Visualization of Clonal Structure:

Alluvial (Sankey) diagrams are used to illustrate the splitting of samples from primary to secondary clusters, providing insights into clonal evolution and residual variation.

Benchmarked Model Fit:

CN-SBM achieves higher model fit metrics, such as ICL and held-out likelihood, compared to alternative block models, demonstrating its interpretability and practical effectiveness for discrete CNV data.

7. Extensions and Theoretical Guarantees

Spectral Testing and Consistency:

Theoretical analysis shows that, under correct specification and sufficient separation among block parameters, CN-SBM’s residual matrix spectral tests are asymptotically powerful, and sequential testing provides consistent estimation of the number of clusters. If additional structure is present in the data, the test statistic grows with the size of the network, indicating full power against alternatives (Lei, 2014).

Detection Limits and Adaptivity:

Bayesian frameworks underpin the detectability of fine-scale modular structure and capacity to avoid overfitting, leveraging hierarchical priors and information-theoretic description length criteria (Peixoto, 2017). For non-conjugate edge models and networks with unknown block numbers, RJMCMC and generalized allocation priors enable flexible and robust inference (Ludkin, 2019).

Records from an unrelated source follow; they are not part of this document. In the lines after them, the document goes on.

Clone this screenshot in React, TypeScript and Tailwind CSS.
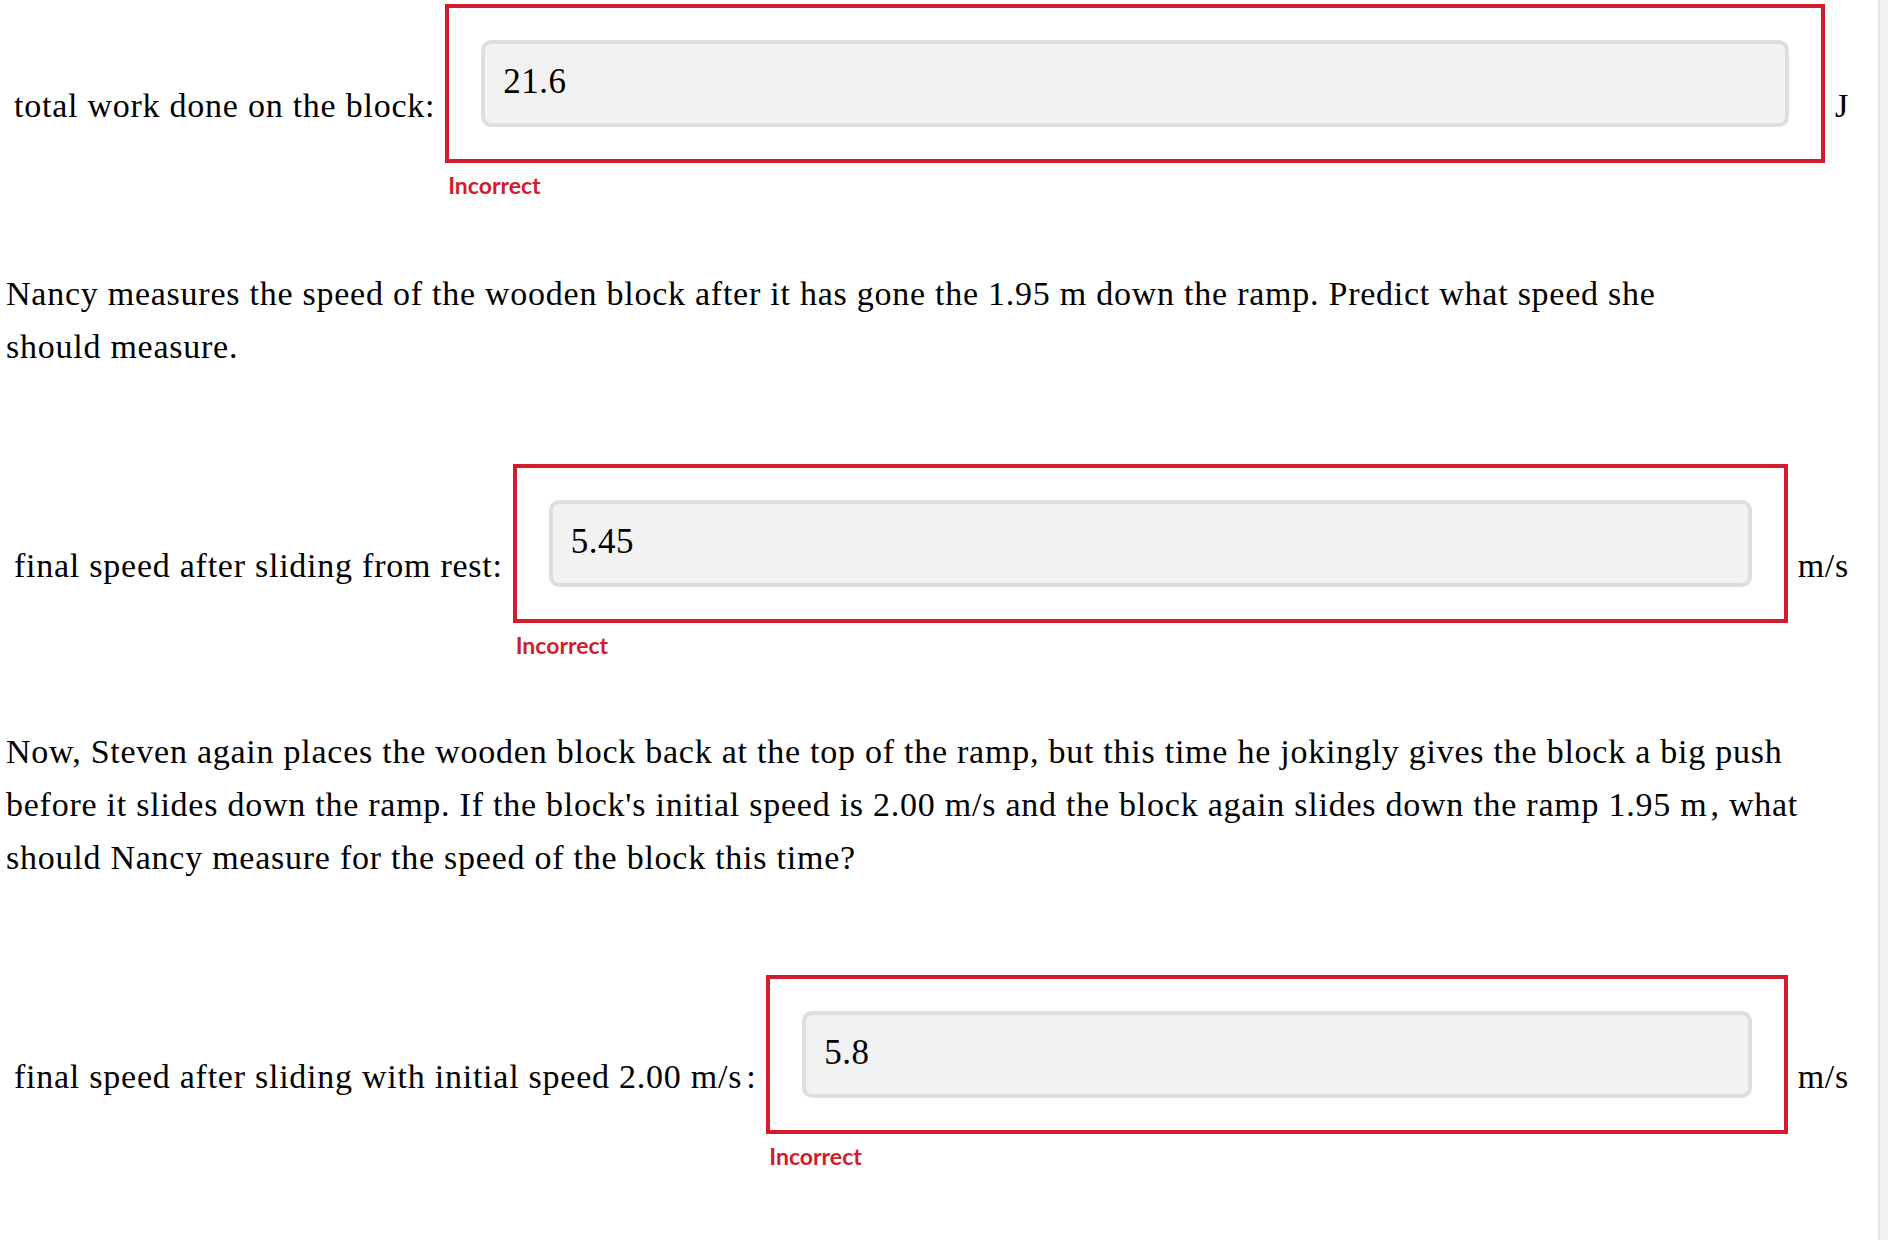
const serif = "font-['Liberation_Serif','Times_New_Roman',serif]";
const body = `${serif} text-[34px] tracking-[0.75px] text-black`;

type AnswerProps = {
  label: React.ReactNode;
  value: string;
  unit: string;
};

function AnswerRow({ label, value, unit }: AnswerProps) {
  return (
    <div className="flex items-start gap-[10px]">
      <div className={`${body} shrink-0 whitespace-nowrap pl-[8px] pt-[76px] leading-[51px]`}>{label}</div>
      <div className="flex min-w-0 flex-1 flex-col">
        <div className="border-4 border-[#d21c2c] p-[32px]">
          <div
            className={`${serif} flex h-[87px] items-center rounded-[10px] border-4 border-[#dedede] bg-[#f2f2f2] pl-[18px] pb-[3px] text-[35px] tracking-[0.5px] text-black`}
          >
            {value}
          </div>
        </div>
        <div className="ml-[3px] mt-[8px] font-['Lato',sans-serif] text-[23px] font-bold leading-[28px] text-[#d21c2c]">
          Incorrect
        </div>
      </div>
      <div className={`${body} shrink-0 pt-[76px] leading-[51px]`}>{unit}</div>
    </div>
  );
}

export default function App() {
  return (
    <div className="flex h-[1240px] w-full overflow-hidden bg-white">
      <div className="flex-1 pl-[6px] pr-[29px] pt-[4px]">
        <AnswerRow label="total work done on the block:" value="21.6" unit="J" />

        <p className={`${body} mt-[68px] leading-[53px]`}>
          Nancy measures the speed of the wooden block after it has gone the 1.95 m down the ramp. Predict what speed she
          <br />
          should measure.
        </p>

        <div className="mt-[91px]">
          <AnswerRow label="final speed after sliding from rest:" value="5.45" unit="m/s" />
        </div>

        <p className={`${body} mt-[66px] leading-[53px]`}>
          Now, Steven again places the wooden block back at the top of the ramp, but this time he jokingly gives the block
          a big push
          <br />
          before it slides down the ramp. If the block's initial speed is 2.00 m/s and the block again slides down the
          ramp 1.95 m<span className="ml-[3px]">,</span> what
          <br />
          should Nancy measure for the speed of the block this time?
        </p>

        <div className="mt-[91px]">
          <AnswerRow
            label={
              <>
                final speed after sliding with initial speed 2.00 m/s<span className="ml-[4px]">:</span>
              </>
            }
            value="5.8"
            unit="m/s"
          />
        </div>
      </div>
      <div className="w-[10px] shrink-0 border-l-2 border-[#e4e4e4] bg-[#f1f1f1]" />
    </div>
  );
}
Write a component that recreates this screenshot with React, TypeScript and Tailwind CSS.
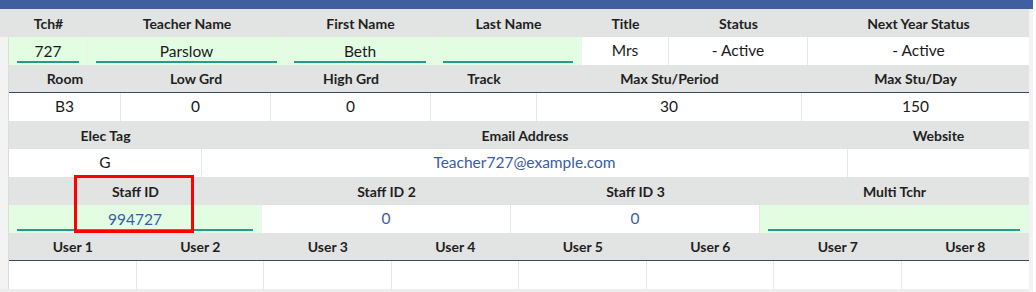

In summary, the Copy Number Stochastic Block Model represents a categorical, bipartite extension of stochastic block models, specifically designed for primary and residual CNV analysis. With a two-stage decomposition, scalable variational inference, and spectral model checking, CN-SBM enables principled discovery and quantification of tumor heterogeneity, with direct implications for clinical outcome prediction and genomic research applications.